+++ Input data
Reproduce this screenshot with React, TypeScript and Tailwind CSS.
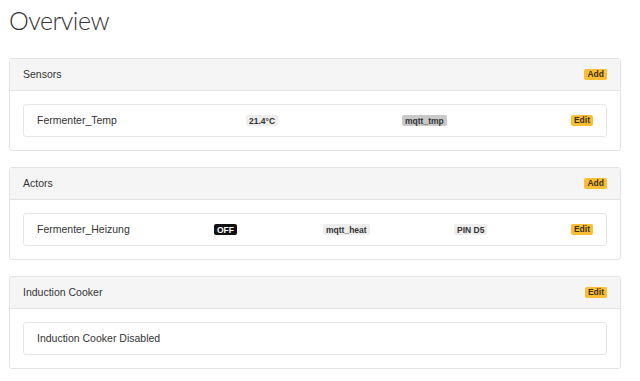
import type { ReactNode } from "react";

function Badge({ children, tone = "light" }: { children: ReactNode; tone?: "light" | "gray" | "dark" | "warn" }) {
  const tones = {
    light: "bg-[#ededed] text-[#333]",
    gray: "bg-[#c9c9c9] text-[#333]",
    dark: "bg-[#111] text-white",
    warn: "bg-[#fcbd32] text-[#3a3220]",
  };
  return (
    <span className={`inline-flex h-[11px] items-center rounded-[2px] px-[3px] text-[8.5px] font-bold leading-none ${tones[tone]}`}>
      {children}
    </span>
  );
}

function Card({ title, action, children }: { title: string; action: string; children: ReactNode }) {
  return (
    <section className="rounded-[3px] border border-[#e3e3e3] bg-white">
      <div className="flex h-[32px] items-center justify-between border-b border-[#e3e3e3] bg-[#f5f5f5] pl-[13px] pr-[13px]">
        <span className="text-[10.5px] text-[#333]">{title}</span>
        <Badge tone="warn">{action}</Badge>
      </div>
      <div className="px-[13px] py-[13px]">{children}</div>
    </section>
  );
}

function Item({ children }: { children: ReactNode }) {
  return (
    <div className="flex h-[33px] items-center rounded-[3px] border border-[#e6e6e6] pl-[13px] pr-[13px] text-[10.5px] text-[#333]">
      {children}
    </div>
  );
}

export default function App() {
  return (
    <div className="min-h-[381px] bg-white px-[9px] font-['Liberation_Sans',Arial,sans-serif]">
      <h1 className="pt-[6px] pb-[24px] text-[25px] font-light leading-[28px] tracking-[-0.5px] text-[#333] font-['Lato',sans-serif]">
        Overview
      </h1>
      <div className="flex flex-col gap-[16px] w-[612px]">
        <Card title="Sensors" action="Add">
          <Item>
            <div className="w-[209px]">Fermenter_Temp</div>
            <div className="w-[156px]">
              <Badge>21.4°C</Badge>
            </div>
            <div className="flex-1">
              <Badge tone="gray">mqtt_tmp</Badge>
            </div>
            <Badge tone="warn">Edit</Badge>
          </Item>
        </Card>
        <Card title="Actors" action="Add">
          <Item>
            <div className="w-[177px]">Fermenter_Heizung</div>
            <div className="w-[109px]">
              <Badge tone="dark">OFF</Badge>
            </div>
            <div className="w-[131px]">
              <Badge>mqtt_heat</Badge>
            </div>
            <div className="flex-1">
              <Badge>PIN D5</Badge>
            </div>
            <Badge tone="warn">Edit</Badge>
          </Item>
        </Card>
        <Card title="Induction Cooker" action="Edit">
          <Item>
            <div>Induction Cooker Disabled</div>
          </Item>
        </Card>
      </div>
    </div>
  );
}
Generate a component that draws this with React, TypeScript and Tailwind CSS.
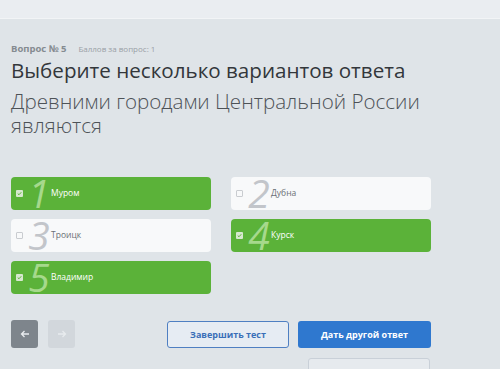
import React from "react";

type Opt = { n: number; label: string; on: boolean };

const opts: Opt[] = [
  { n: 1, label: "Муром", on: true },
  { n: 2, label: "Дубна", on: false },
  { n: 3, label: "Троицк", on: false },
  { n: 4, label: "Курск", on: true },
  { n: 5, label: "Владимир", on: true },
];

function Option({ o }: { o: Opt }) {
  return (
    <div
      className={
        "flex items-center h-[33px] rounded-[4px] pl-[5px] overflow-hidden " +
        (o.on ? "bg-[#5bb239]" : "bg-[#f8f9fa]")
      }
    >
      <div
        className={
          "w-[7px] h-[7px] rounded-[1px] flex items-center justify-center " +
          (o.on ? "bg-[#d7e8d0]" : "border border-[#c9ccd0] bg-[#f8f9fa]")
        }
      >
        {o.on && (
          <svg width="5" height="5" viewBox="0 0 10 10">
            <path d="M1.5 5.2 L4 7.5 L8.5 2.5" stroke="#5bb239" strokeWidth="2" fill="none" />
          </svg>
        )}
      </div>
      <svg width="24" height="33" viewBox="0 0 24 33" className="ml-[4px] shrink-0">
        <text
          x="12"
          y="30.5"
          textAnchor="middle"
          fontSize="39"
          fontStyle="italic"
          fontFamily='"Open Sans", "Noto Sans", sans-serif'
          fill={o.on ? "#a6d98c" : "#c2c5ca"}
        >
          {o.n}
        </text>
      </svg>
      <span
        className={
          "ml-0 text-[8.5px] " + (o.on ? "text-white" : "text-[#6b7075]")
        }
      >
        {o.label}
      </span>
    </div>
  );
}

export default function App() {
  return (
    <div
      className="w-[500px] h-[369px] overflow-hidden bg-[#dfe4e8] flex flex-col"
      style={{ fontFamily: '"Open Sans", "Noto Sans", sans-serif' }}
    >
      <div className="h-[19px] bg-[#eaedf1] border-b border-[#f2f4f6] shrink-0" />
      <div className="px-[11px] pt-[23px]">
        <div className="flex items-baseline gap-[12px]">
          <span className="text-[9.5px] font-bold text-[#858b91]">Вопрос № 5</span>
          <span className="text-[8px] text-[#9aa0a6]">Баллов за вопрос: 1</span>
        </div>
        <div className="mt-[1px] text-[20.6px] leading-[26px] text-[#33373b]">
          Выберите несколько вариантов ответа
        </div>
        <div className="mt-[6px] text-[20.6px] leading-[24px] font-light text-[#4d5257] w-[430px]">
          Древними городами Центральной России являются
        </div>
        <div className="mt-[40px] grid grid-cols-[200px_200px] gap-x-[20px] gap-y-[9px]">
          {opts.map((o) => (
            <Option key={o.n} o={o} />
          ))}
        </div>
        <div className="mt-[26px] flex items-center">
          <div className="w-[27px] h-[28px] rounded-[3px] bg-[#7e858c] flex items-center justify-center">
            <svg width="10" height="10" viewBox="0 0 10 10">
              <path d="M9 5 H1.5 M4.5 2 L1.5 5 L4.5 8" stroke="#e9ecef" strokeWidth="1.3" fill="none" />
            </svg>
          </div>
          <div className="ml-[10px] w-[27px] h-[28px] rounded-[3px] bg-[#d2d7dc] flex items-center justify-center">
            <svg width="10" height="10" viewBox="0 0 10 10">
              <path d="M1 5 H8.5 M5.5 2 L8.5 5 L5.5 8" stroke="#e8ebee" strokeWidth="1.3" fill="none" />
            </svg>
          </div>
          <div className="ml-[92px] w-[122px] h-[27px] rounded-[3px] border border-[#4f7fc2] bg-[#e6ecf3] flex items-center justify-center text-[9px] font-bold text-[#3a6fb8]">
            Завершить тест
          </div>
          <div className="ml-[9px] w-[133px] h-[27px] rounded-[3px] bg-[#2f78cf] flex items-center justify-center text-[9px] font-bold text-white">
            Дать другой ответ
          </div>
        </div>
        <div className="mt-[10px] ml-[297px] w-[122px] h-[20px] rounded-[3px] border border-[#c9d0d8] bg-[#e6eaee]" />
      </div>
    </div>
  );
}
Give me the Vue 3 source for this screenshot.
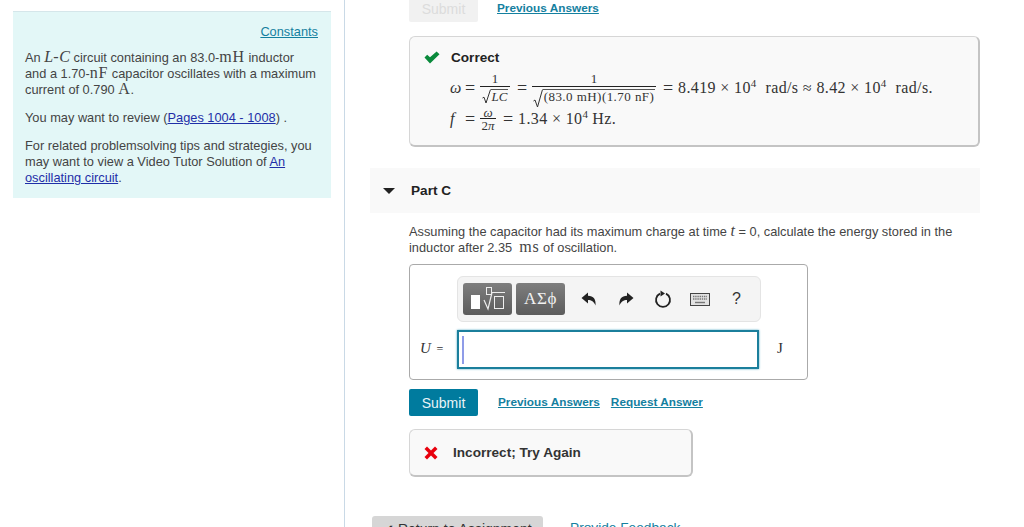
<script setup>
const undoPath = 'M7 1.5 L0.5 7 L7 12.5 V9 C10.5 9 12.8 10.5 14.5 14.5 C15.2 8.5 12.5 4.8 7 4.8 Z'
</script>

<template>
  <div class="page">
    <aside class="side">
      <section class="info">
        <a class="constants">Constants</a>
        <p>An <i class="m big">L</i><span class="mr big">-</span><i class="m big">C</i> circuit containing an 83.0-<span class="mr big">mH</span> inductor<br>and a 1.70-<span class="mr big">nF</span> capacitor oscillates with a maximum<br>current of 0.790 <span class="mr big">A</span>.</p>
        <p>You may want to review (<a class="blue">Pages 1004 - 1008</a>) .</p>
        <p>For related problemsolving tips and strategies, you may want to view a Video Tutor Solution of <a class="blue">An oscillating circuit</a>.</p>
      </section>
    </aside>

    <main class="main">
      <div class="inner top-actions">
        <button class="btn disabled">Submit</button>
        <a class="link">Previous Answers</a>
      </div>

      <div class="inner">
        <div class="feedback correct">
          <div class="fb-head">
            <svg class="check" width="16" height="13" viewBox="0 0 16 13"><path d="M0.5 6.5 L3.2 3.8 L6 6.2 L12.6 0.5 L15.5 3.2 L6 12.5 Z" fill="#0a8a3c"/></svg>
            <strong>Correct</strong>
          </div>
          <div class="eq">
            <div class="eq-line">
              <i class="sym">ω</i><span class="op">=</span>
              <span class="frac"><span>1</span><span class="den"><svg class="rad" width="9" height="15" viewBox="0 0 9 15"><path d="M0.5 9 L2 8.2 L4 14 L8.5 0.5" fill="none" stroke="#333"/></svg><i class="over">LC</i></span></span>
              <span class="op">=</span>
              <span class="frac wide"><span>1</span><span class="den"><svg class="rad" width="10" height="19" viewBox="0 0 10 19"><path d="M0.5 12 L2 11 L4.5 18 L9.5 0.5" fill="none" stroke="#333"/></svg><span class="over">(83.0 mH)(1.70 nF)</span></span></span>
              <span class="op">=</span>
              <span class="val">8.419 × 10<sup>4</sup>&nbsp; rad/s ≈ 8.42 × 10<sup>4</sup>&nbsp; rad/s.</span>
            </div>
            <div class="eq-line second">
              <i class="sym f">f</i><span class="op">=</span>
              <span class="frac"><i>ω</i><span class="den">2<i>π</i></span></span>
              <span class="op">=</span>
              <span class="val">1.34 × 10<sup>4</sup><span class="gap"></span>Hz.</span>
            </div>
          </div>
        </div>
      </div>

      <div class="part-head">
        <span class="caret"></span>
        <strong>Part C</strong>
      </div>

      <div class="inner">
        <p class="question">Assuming the capacitor had its maximum charge at time <i class="m big">t</i> = 0, calculate the energy stored in the inductor after 2.35 &nbsp;<span class="mr big">ms</span> of oscillation.</p>

        <div class="answer">
          <div class="toolbar">
            <button class="tool-btn matrix" aria-label="Templates">
              <svg width="38" height="26" viewBox="0 0 38 26">
                <rect x="2" y="9" width="9" height="14" fill="#fff"/>
                <rect x="17.5" y="1.5" width="5" height="7" fill="none" stroke="#eee"/>
                <path d="M15 14 L19 23 L23 6.5 H36" fill="none" stroke="#eee" stroke-width="1.2"/>
                <rect x="25.5" y="10.5" width="9" height="12" fill="none" stroke="#eee"/>
              </svg>
            </button>
            <button class="tool-btn greek">ΑΣϕ</button>
            <span class="tools">
              <svg width="16" height="16" viewBox="0 0 16 16"><path :d="undoPath" fill="#222"/></svg>
              <svg class="mirror" width="16" height="16" viewBox="0 0 16 16"><path :d="undoPath" fill="#222"/></svg>
              <svg width="18" height="18" viewBox="0 0 18 18"><path d="M6 3.6 A7 7 0 1 0 12 3.6" fill="none" stroke="#222" stroke-width="1.8"/><path d="M6.5 0.5 L11 3.5 L6.5 6.5 Z" fill="#222"/></svg>
              <svg width="20" height="13" viewBox="0 0 20 13"><rect x="0.5" y="0.5" width="19" height="12" fill="#e2e2e2" stroke="#444"/><path d="M3 3.5H17M3 6H17" stroke="#777" stroke-dasharray="1.4 .8" stroke-width="1.4"/><path d="M5 9.5H15" stroke="#777" stroke-width="1.4"/></svg>
              <span class="help">?</span>
            </span>
          </div>
          <div class="input-row">
            <span class="var"><i>U</i> <span class="eqs">=</span></span>
            <div class="input"><span class="cursor"></span></div>
            <span class="unit">J</span>
          </div>
        </div>

        <div class="actions">
          <button class="btn primary">Submit</button>
          <a class="link">Previous Answers</a>
          <a class="link">Request Answer</a>
        </div>

        <div class="feedback incorrect">
          <svg width="14" height="14" viewBox="0 0 14 14"><path d="M3 0.5 L7 4.5 L11 0.5 L13.5 3 L9.5 7 L13.5 11 L11 13.5 L7 9.5 L3 13.5 L0.5 11 L4.5 7 L0.5 3 Z" fill="#e8000d"/></svg>
          <strong>Incorrect; Try Again</strong>
        </div>
      </div>

      <div class="footer">
        <div class="return"><span class="chev">❮</span> Return to Assignment</div>
        <a class="provide">Provide Feedback</a>
      </div>
    </main>
  </div>
</template>

<style scoped>
.page {
  display: flex;
  height: 527px;
  overflow: hidden;
  font-family: "Liberation Sans", Arial, sans-serif;
  font-size: 13px;
  color: #333;
  background: #fff;
}
.side {
  box-sizing: border-box;
  width: 345px;
  flex: none;
  padding: 11px 13px 0;
  border-right: 1px solid #c9d9e6;
}
.info {
  box-sizing: border-box;
  height: 187px;
  background: #e3f7f7;
  border-top: 1px solid #d5e6ea;
  padding: 12px 13px 0 12px;
  font-size: 12.8px;
  line-height: 16px;
  color: #444;
}
.constants {
  display: block;
  text-align: right;
  color: #14809f;
  text-decoration: underline;
  margin-bottom: 10px;
}
.info p { margin: 0 0 12px; }
.blue { color: #1f2fa8; text-decoration: underline; }
.m, .mr { font-family: "Liberation Serif", serif; }
.big { font-size: 16px; line-height: 0; }
.mr { letter-spacing: .8px; }

.main {
  flex: 1;
  min-width: 0;
  margin-top: -5px;
  padding: 0 44px 0 25px;
}
.inner { padding-left: 39px; }
.top-actions {
  display: flex;
  align-items: flex-start;
  gap: 19px;
  height: 41px;
}
.btn {
  box-sizing: border-box;
  width: 69px;
  height: 27px;
  border: 0;
  border-radius: 2px;
  font: 14px "Liberation Sans", Arial, sans-serif;
}
.btn.disabled { background: #f1f1f1; color: #dcdcdc; }
.btn.primary { background: #007b9e; color: #e9f4f7; }
.link {
  font-size: 11.8px;
  font-weight: 700;
  color: #14809f;
  text-decoration: underline;
  line-height: 24px;
}
.top-actions .link { line-height: 26px; }
.feedback {
  box-sizing: border-box;
  background: #f9f9f9;
  border: 1px solid #d6d6d6;
  border-right: 2px solid #c4c4c4;
  border-bottom: 2px solid #c4c4c4;
  border-radius: 6px;
}
.correct { height: 111px; padding: 12px 14px; }
.fb-head {
  display: flex;
  align-items: center;
  gap: 11px;
  font-size: 13.6px;
  line-height: 17px;
  color: #222;
}
.eq {
  margin: 6px 0 0 26px;
  font-family: "Liberation Serif", serif;
  font-size: 16px;
  color: #333;
}
.eq-line {
  display: flex;
  align-items: center;
  height: 32px;
  white-space: nowrap;
}
.eq-line.second { height: 24px; margin-top: 3px; }
.sym { width: 10px; }
.op { width: 12px; margin: 0 4px; font-size: 18px; text-align: center; line-height: 1; }
.val { letter-spacing: .38px; }
.gap { display: inline-block; width: 4px; }
.frac {
  display: inline-flex;
  flex-direction: column;
  align-items: center;
  font-size: 13px;
  line-height: 14px;
  width: 30px;
  margin-right: 2px;
}
.second .frac { width: 16px; line-height: 11.5px; }
.frac .den {
  height: 16px;
  border-top: 1px solid #222;
  display: flex;
  justify-content: center;
  align-items: flex-start;
  width: 100%;
  padding-top: 2px;
}
.second .frac .den { height: auto; padding-top: 1px; }
.frac.wide { width: 124px; }
.frac.wide .over { letter-spacing: .45px; white-space: nowrap; }
.frac.wide .den { padding-top: 2px; }
.over { border-top: 1px solid #555; line-height: 12px; padding: 1px 1px 0; }
.rad { flex: none; }
sup { font-size: 11px; line-height: 0; }

.part-head {
  display: flex;
  align-items: center;
  height: 45px;
  margin-top: 21px;
  background: #f9f9f9;
  font-size: 13.6px;
  color: #222;
}
.part-head strong { margin-left: 16px; }
.caret {
  width: 0;
  height: 0;
  margin-left: 13px;
  border: 6px solid transparent;
  border-top: 6px solid #222;
  border-bottom: 0;
}
.question {
  margin: 11px 0 8px;
  font-size: 12.8px;
  line-height: 16px;
  color: #444;
}
.answer {
  box-sizing: border-box;
  width: 399px;
  height: 116px;
  border: 1px solid #aaa;
  border-radius: 4px;
  padding: 11px 47px 0 47px;
}
.toolbar {
  box-sizing: border-box;
  display: flex;
  align-items: center;
  width: 304px;
  height: 46px;
  padding-left: 5px;
  gap: 4px;
  background: #f4f4f4;
  border: 1px solid #e4e4e4;
  border-radius: 6px;
}
.tool-btn {
  box-sizing: border-box;
  width: 49px;
  height: 32px;
  padding: 0;
  border: 0;
  border-radius: 3px;
  background: linear-gradient(#7e7e7e, #5c5c5c);
  color: #f2f2f2;
  display: flex;
  align-items: center;
  justify-content: center;
}
.greek { font: 17px "Liberation Serif", serif; letter-spacing: .6px; }
.tools {
  display: grid;
  grid-template-columns: repeat(5, 37px);
  justify-items: center;
  align-items: center;
  margin-left: 1px;
}
.mirror { transform: scaleX(-1); }
.help { font-size: 16px; color: #333; }
.input-row {
  position: relative;
  display: flex;
  align-items: center;
  margin-top: 8px;
}
.var {
  position: absolute;
  left: -37px;
  top: 10px;
  font: 15px "Liberation Serif", serif;
  color: #333;
}
.eqs { font-size: 12px; margin-left: 2px; }
.input {
  box-sizing: border-box;
  width: 302px;
  height: 39px;
  flex: none;
  border: 2px solid #1b7f9c;
  box-shadow: 0 0 2px #4fa9c3;
  display: flex;
  align-items: center;
  padding-left: 3px;
}
.cursor { width: 2px; height: 28px; background: #8f9ce8; }
.unit {
  position: absolute;
  left: 320px;
  top: 10px;
  font: 15px "Liberation Serif", serif;
  color: #333;
}
.actions {
  display: flex;
  align-items: center;
  margin-top: 9px;
  gap: 11px;
}
.actions .btn { margin-right: 9px; }
.actions .link { margin-top: -2px; }
.incorrect {
  display: flex;
  align-items: center;
  gap: 15px;
  width: 284px;
  height: 48px;
  margin-top: 13px;
  padding: 0 0 0 14px;
  font-size: 13.6px;
  color: #333;
}
.footer {
  display: flex;
  gap: 27px;
  margin-top: 39px;
  margin-left: 2px;
}
.return {
  box-sizing: border-box;
  width: 171px;
  height: 30px;
  border-radius: 3px 3px 0 0;
  background: #d6d6d6;
  color: #333;
  font-size: 14px;
  line-height: 16px;
  padding: 5px 0 0 13px;
  white-space: nowrap;
}
.chev { font-size: 11px; }
.provide {
  color: #14809f;
  font-size: 13.7px;
  text-decoration: underline;
  line-height: 16px;
  padding-top: 4px;
}
</style>

<style>
html, body { margin: 0; height: 527px; overflow: hidden; background: #fff; }
</style>
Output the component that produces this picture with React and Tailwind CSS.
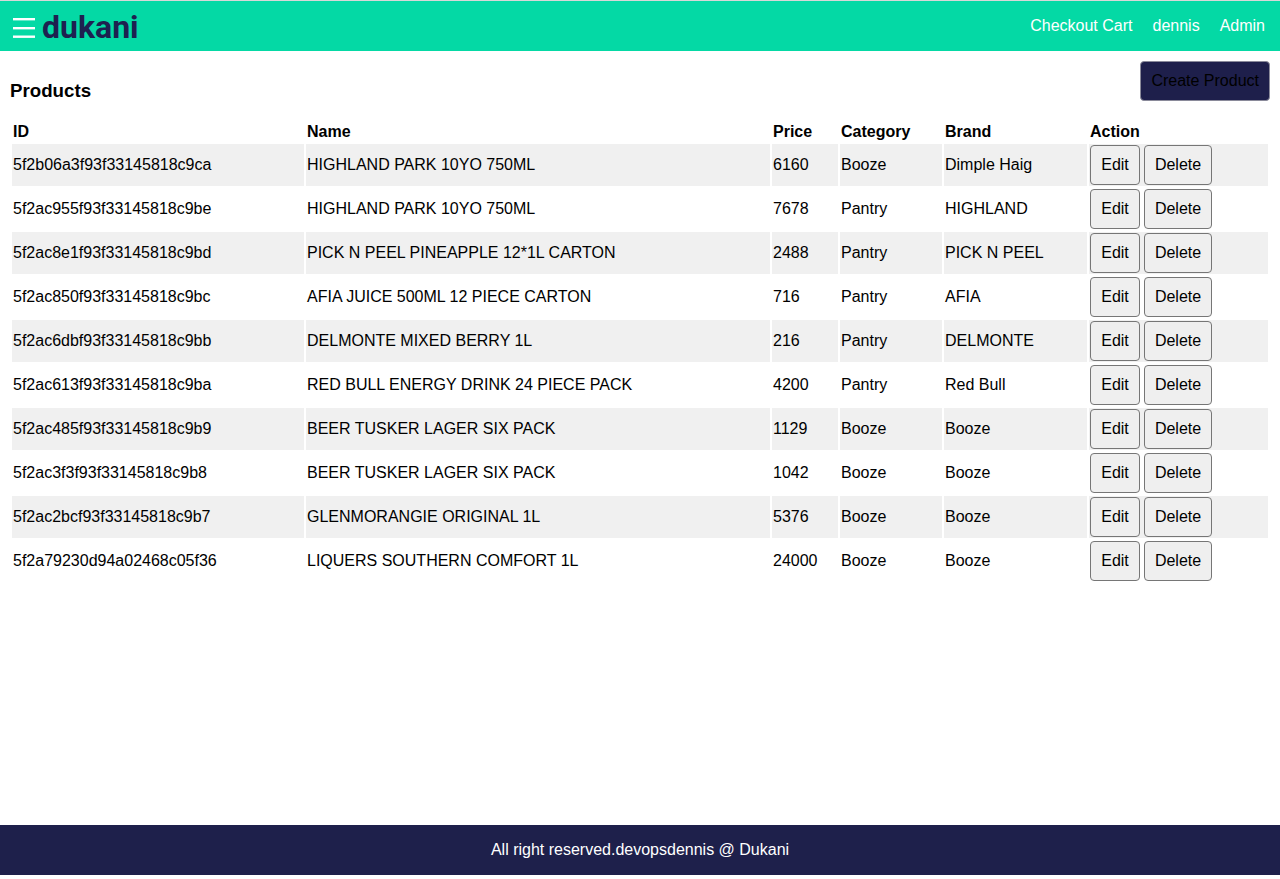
import React from "react";

const rows = [
  ["5f2b06a3f93f33145818c9ca", "HIGHLAND PARK 10YO 750ML", "6160", "Booze", "Dimple Haig"],
  ["5f2ac955f93f33145818c9be", "HIGHLAND PARK 10YO 750ML", "7678", "Pantry", "HIGHLAND"],
  ["5f2ac8e1f93f33145818c9bd", "PICK N PEEL PINEAPPLE 12*1L CARTON", "2488", "Pantry", "PICK N PEEL"],
  ["5f2ac850f93f33145818c9bc", "AFIA JUICE 500ML 12 PIECE CARTON", "716", "Pantry", "AFIA"],
  ["5f2ac6dbf93f33145818c9bb", "DELMONTE MIXED BERRY 1L", "216", "Pantry", "DELMONTE"],
  ["5f2ac613f93f33145818c9ba", "RED BULL ENERGY DRINK 24 PIECE PACK", "4200", "Pantry", "Red Bull"],
  ["5f2ac485f93f33145818c9b9", "BEER TUSKER LAGER SIX PACK", "1129", "Booze", "Booze"],
  ["5f2ac3f3f93f33145818c9b8", "BEER TUSKER LAGER SIX PACK", "1042", "Booze", "Booze"],
  ["5f2ac2bcf93f33145818c9b7", "GLENMORANGIE ORIGINAL 1L", "5376", "Booze", "Booze"],
  ["5f2a79230d94a02468c05f36", "LIQUERS SOUTHERN COMFORT 1L", "24000", "Booze", "Booze"],
];

export default function App() {
  return (
    <div
      className="min-h-[879px] flex flex-col bg-white text-black"
      style={{ fontFamily: '"Liberation Sans", Arial, sans-serif' }}
    >
      <div className="border-t border-[#d8d8d8]" />
      <header className="h-[50px] bg-[#04d9a5] flex items-center justify-between pl-[12px] pr-[15px]">
        <div className="flex items-center">
          <svg width="24" height="24" viewBox="0 0 24 24" className="mr-[6px]">
            <rect x="1" y="4" width="22" height="2.4" fill="white" />
            <rect x="1" y="13" width="22" height="2.4" fill="white" />
            <rect x="1" y="21.5" width="22" height="2.4" fill="white" />
          </svg>
          <span
            className="text-[32px] font-bold text-[#1e2150] leading-none mt-[2px]"
            style={{ fontFamily: "Roboto, Inter, sans-serif" }}
          >
            dukani
          </span>
        </div>
        <nav className="flex items-center gap-[20px] text-white text-[16px]">
          <span>Checkout Cart</span>
          <span>dennis</span>
          <span>Admin</span>
        </nav>
      </header>

      <main className="flex-1 px-[10px]">
        <div className="flex justify-between items-start pt-[10px]">
          <h2 className="text-[18.72px] font-bold leading-[22px] mt-[19px]">Products</h2>
          <button className="h-[40px] px-[10px] bg-[#1e1f4b] text-black text-[16px] rounded-[4px] border border-[#8a8a9a]">
            Create Product
          </button>
        </div>
        <table className="mt-[18px] w-[1260px] table-fixed border-separate border-spacing-[2px] text-[16px] leading-[18px]">
          <colgroup>
            <col className="w-[292px]" />
            <col className="w-[464px]" />
            <col className="w-[66px]" />
            <col className="w-[102px]" />
            <col className="w-[143px]" />
            <col className="w-[179px]" />
          </colgroup>
          <thead>
            <tr className="font-bold text-left">
              <th className="p-[1px] font-bold">ID</th>
              <th className="p-[1px] font-bold">Name</th>
              <th className="p-[1px] font-bold">Price</th>
              <th className="p-[1px] font-bold">Category</th>
              <th className="p-[1px] font-bold">Brand</th>
              <th className="p-[1px] font-bold">Action</th>
            </tr>
          </thead>
          <tbody>
            {rows.map((r, i) => (
              <tr key={r[0]} className={i % 2 === 0 ? "bg-[#f0f0f0]" : "bg-white"}>
                {r.map((c, j) => (
                  <td key={j} className="p-[1px] h-[42px] whitespace-nowrap">
                    {c}
                  </td>
                ))}
                <td className="p-[1px] h-[42px]">
                  <div className="flex gap-[4px]">
                    <button className="h-[40px] w-[50px] bg-[#efefef] border border-[#767676] rounded-[4px] text-[16px]">
                      Edit
                    </button>
                    <button className="h-[40px] w-[68px] bg-[#efefef] border border-[#767676] rounded-[4px] text-[16px]">
                      Delete
                    </button>
                  </div>
                </td>
              </tr>
            ))}
          </tbody>
        </table>
      </main>

      <footer className="h-[50px] bg-[#1e204b] flex items-center justify-center text-white text-[16px] mb-[4px]">
        All right reserved.devopsdennis @ Dukani
      </footer>
    </div>
  );
}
++++++
Task to complete →
Collect each line holding the string "that".

Exercise output →
Generate a component that draws this with React, TypeScript and Tailwind CSS.
Output the component that produces this picture with React and Tailwind CSS.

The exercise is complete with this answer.